• [DATA]:
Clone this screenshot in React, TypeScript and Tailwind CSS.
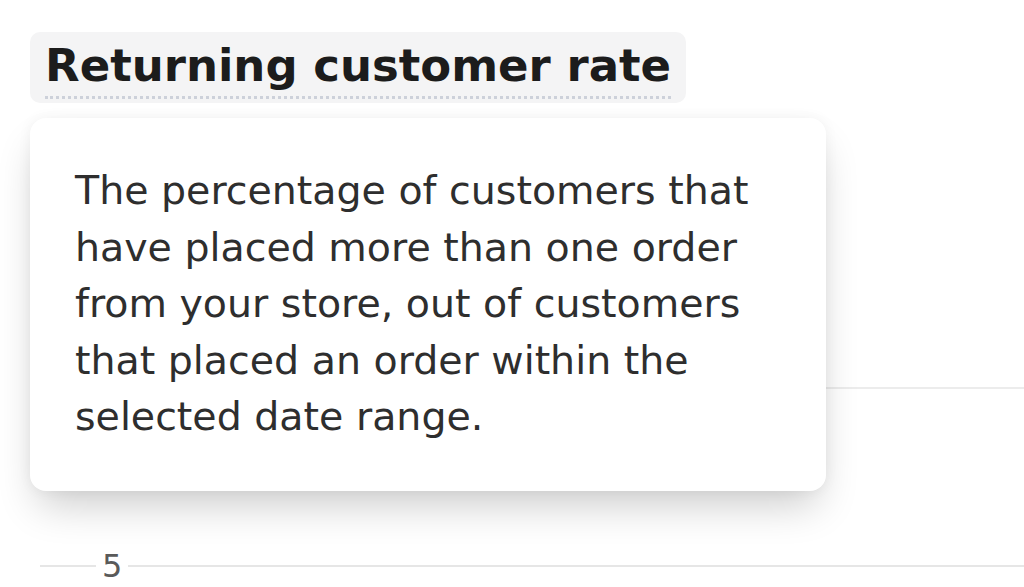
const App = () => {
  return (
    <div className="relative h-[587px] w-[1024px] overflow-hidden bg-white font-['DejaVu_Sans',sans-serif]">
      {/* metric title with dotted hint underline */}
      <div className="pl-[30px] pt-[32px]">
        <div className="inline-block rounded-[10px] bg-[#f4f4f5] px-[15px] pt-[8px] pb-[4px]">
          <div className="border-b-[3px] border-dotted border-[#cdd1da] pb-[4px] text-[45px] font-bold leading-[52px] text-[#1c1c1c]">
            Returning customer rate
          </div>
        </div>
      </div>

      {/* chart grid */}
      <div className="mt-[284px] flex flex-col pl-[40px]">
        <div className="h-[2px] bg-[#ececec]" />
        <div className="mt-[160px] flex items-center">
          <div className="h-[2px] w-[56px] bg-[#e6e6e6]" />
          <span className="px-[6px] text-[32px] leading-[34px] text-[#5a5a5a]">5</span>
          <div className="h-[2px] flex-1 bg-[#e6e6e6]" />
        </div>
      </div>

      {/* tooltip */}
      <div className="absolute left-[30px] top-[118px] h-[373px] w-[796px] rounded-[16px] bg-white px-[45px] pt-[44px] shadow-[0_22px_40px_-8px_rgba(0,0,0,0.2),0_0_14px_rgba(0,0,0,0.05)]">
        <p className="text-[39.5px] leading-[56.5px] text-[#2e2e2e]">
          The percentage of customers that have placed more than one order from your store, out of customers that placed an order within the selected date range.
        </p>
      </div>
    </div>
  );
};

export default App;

• [GIVEN REQUEST]:
Print the full listing exactly, dropping the pictures.

• [TASK SOLUTION]:
Clone this screenshot in React, TypeScript and Tailwind CSS.
const App = () => {
  return (
    <div className="relative h-[587px] w-[1024px] overflow-hidden bg-white font-['DejaVu_Sans',sans-serif]">
      {/* metric title with dotted hint underline */}
      <div className="pl-[30px] pt-[32px]">
        <div className="inline-block rounded-[10px] bg-[#f4f4f5] px-[15px] pt-[8px] pb-[4px]">
          <div className="border-b-[3px] border-dotted border-[#cdd1da] pb-[4px] text-[45px] font-bold leading-[52px] text-[#1c1c1c]">
            Returning customer rate
          </div>
        </div>
      </div>

      {/* chart grid */}
      <div className="mt-[284px] flex flex-col pl-[40px]">
        <div className="h-[2px] bg-[#ececec]" />
        <div className="mt-[160px] flex items-center">
          <div className="h-[2px] w-[56px] bg-[#e6e6e6]" />
          <span className="px-[6px] text-[32px] leading-[34px] text-[#5a5a5a]">5</span>
          <div className="h-[2px] flex-1 bg-[#e6e6e6]" />
        </div>
      </div>

      {/* tooltip */}
      <div className="absolute left-[30px] top-[118px] h-[373px] w-[796px] rounded-[16px] bg-white px-[45px] pt-[44px] shadow-[0_22px_40px_-8px_rgba(0,0,0,0.2),0_0_14px_rgba(0,0,0,0.05)]">
        <p className="text-[39.5px] leading-[56.5px] text-[#2e2e2e]">
          The percentage of customers that have placed more than one order from your store, out of customers that placed an order within the selected date range.
        </p>
      </div>
    </div>
  );
};

export default App;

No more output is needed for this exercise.